-- START Supplied material --

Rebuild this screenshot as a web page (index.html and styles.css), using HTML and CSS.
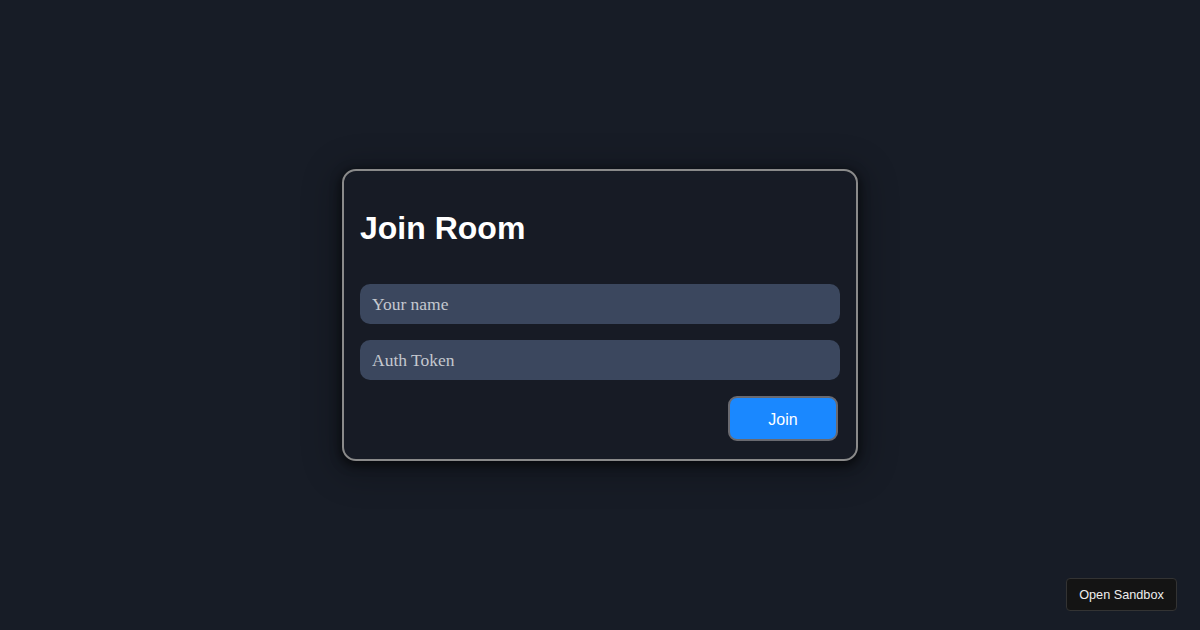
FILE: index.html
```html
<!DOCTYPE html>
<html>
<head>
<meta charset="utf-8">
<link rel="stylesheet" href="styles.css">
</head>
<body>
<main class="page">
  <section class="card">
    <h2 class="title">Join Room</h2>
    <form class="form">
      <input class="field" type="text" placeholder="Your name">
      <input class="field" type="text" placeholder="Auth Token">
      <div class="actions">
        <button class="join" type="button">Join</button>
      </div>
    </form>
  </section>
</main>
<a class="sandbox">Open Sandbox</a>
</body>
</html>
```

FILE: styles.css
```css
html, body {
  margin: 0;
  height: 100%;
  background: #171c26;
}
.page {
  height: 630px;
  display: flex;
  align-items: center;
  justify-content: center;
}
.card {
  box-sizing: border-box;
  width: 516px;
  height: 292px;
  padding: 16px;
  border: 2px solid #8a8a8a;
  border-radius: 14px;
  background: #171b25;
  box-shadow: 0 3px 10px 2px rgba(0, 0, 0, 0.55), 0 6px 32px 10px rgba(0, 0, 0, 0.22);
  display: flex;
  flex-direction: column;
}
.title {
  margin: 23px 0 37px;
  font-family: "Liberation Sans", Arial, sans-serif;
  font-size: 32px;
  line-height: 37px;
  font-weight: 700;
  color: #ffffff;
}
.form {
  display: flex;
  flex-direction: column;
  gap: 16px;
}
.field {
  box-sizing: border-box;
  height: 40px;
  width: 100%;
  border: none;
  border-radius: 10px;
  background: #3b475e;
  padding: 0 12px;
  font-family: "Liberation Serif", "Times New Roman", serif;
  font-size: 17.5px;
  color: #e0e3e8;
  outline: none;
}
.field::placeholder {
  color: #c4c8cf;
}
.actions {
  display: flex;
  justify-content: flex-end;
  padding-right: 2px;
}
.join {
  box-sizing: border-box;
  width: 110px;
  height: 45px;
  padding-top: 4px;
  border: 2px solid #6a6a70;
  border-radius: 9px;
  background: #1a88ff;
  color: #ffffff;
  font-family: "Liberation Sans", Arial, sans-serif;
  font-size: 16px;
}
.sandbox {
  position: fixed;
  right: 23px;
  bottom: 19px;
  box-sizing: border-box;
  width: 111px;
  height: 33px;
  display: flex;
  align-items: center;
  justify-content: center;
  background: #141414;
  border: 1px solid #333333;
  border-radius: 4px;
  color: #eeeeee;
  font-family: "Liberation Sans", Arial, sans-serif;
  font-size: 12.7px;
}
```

-- END Supplied material --

» **Exercise goal**:
Retype each line of the listing above word for word. Exclude the pictures.

» **Output of the exercise**:
Rebuild this screenshot as a web page (index.html and styles.css), using HTML and CSS.
FILE: index.html
```html
<!DOCTYPE html>
<html>
<head>
<meta charset="utf-8">
<link rel="stylesheet" href="styles.css">
</head>
<body>
<main class="page">
  <section class="card">
    <h2 class="title">Join Room</h2>
    <form class="form">
      <input class="field" type="text" placeholder="Your name">
      <input class="field" type="text" placeholder="Auth Token">
      <div class="actions">
        <button class="join" type="button">Join</button>
      </div>
    </form>
  </section>
</main>
<a class="sandbox">Open Sandbox</a>
</body>
</html>
```

FILE: styles.css
```css
html, body {
  margin: 0;
  height: 100%;
  background: #171c26;
}
.page {
  height: 630px;
  display: flex;
  align-items: center;
  justify-content: center;
}
.card {
  box-sizing: border-box;
  width: 516px;
  height: 292px;
  padding: 16px;
  border: 2px solid #8a8a8a;
  border-radius: 14px;
  background: #171b25;
  box-shadow: 0 3px 10px 2px rgba(0, 0, 0, 0.55), 0 6px 32px 10px rgba(0, 0, 0, 0.22);
  display: flex;
  flex-direction: column;
}
.title {
  margin: 23px 0 37px;
  font-family: "Liberation Sans", Arial, sans-serif;
  font-size: 32px;
  line-height: 37px;
  font-weight: 700;
  color: #ffffff;
}
.form {
  display: flex;
  flex-direction: column;
  gap: 16px;
}
.field {
  box-sizing: border-box;
  height: 40px;
  width: 100%;
  border: none;
  border-radius: 10px;
  background: #3b475e;
  padding: 0 12px;
  font-family: "Liberation Serif", "Times New Roman", serif;
  font-size: 17.5px;
  color: #e0e3e8;
  outline: none;
}
.field::placeholder {
  color: #c4c8cf;
}
.actions {
  display: flex;
  justify-content: flex-end;
  padding-right: 2px;
}
.join {
  box-sizing: border-box;
  width: 110px;
  height: 45px;
  padding-top: 4px;
  border: 2px solid #6a6a70;
  border-radius: 9px;
  background: #1a88ff;
  color: #ffffff;
  font-family: "Liberation Sans", Arial, sans-serif;
  font-size: 16px;
}
.sandbox {
  position: fixed;
  right: 23px;
  bottom: 19px;
  box-sizing: border-box;
  width: 111px;
  height: 33px;
  display: flex;
  align-items: center;
  justify-content: center;
  background: #141414;
  border: 1px solid #333333;
  border-radius: 4px;
  color: #eeeeee;
  font-family: "Liberation Sans", Arial, sans-serif;
  font-size: 12.7px;
}
```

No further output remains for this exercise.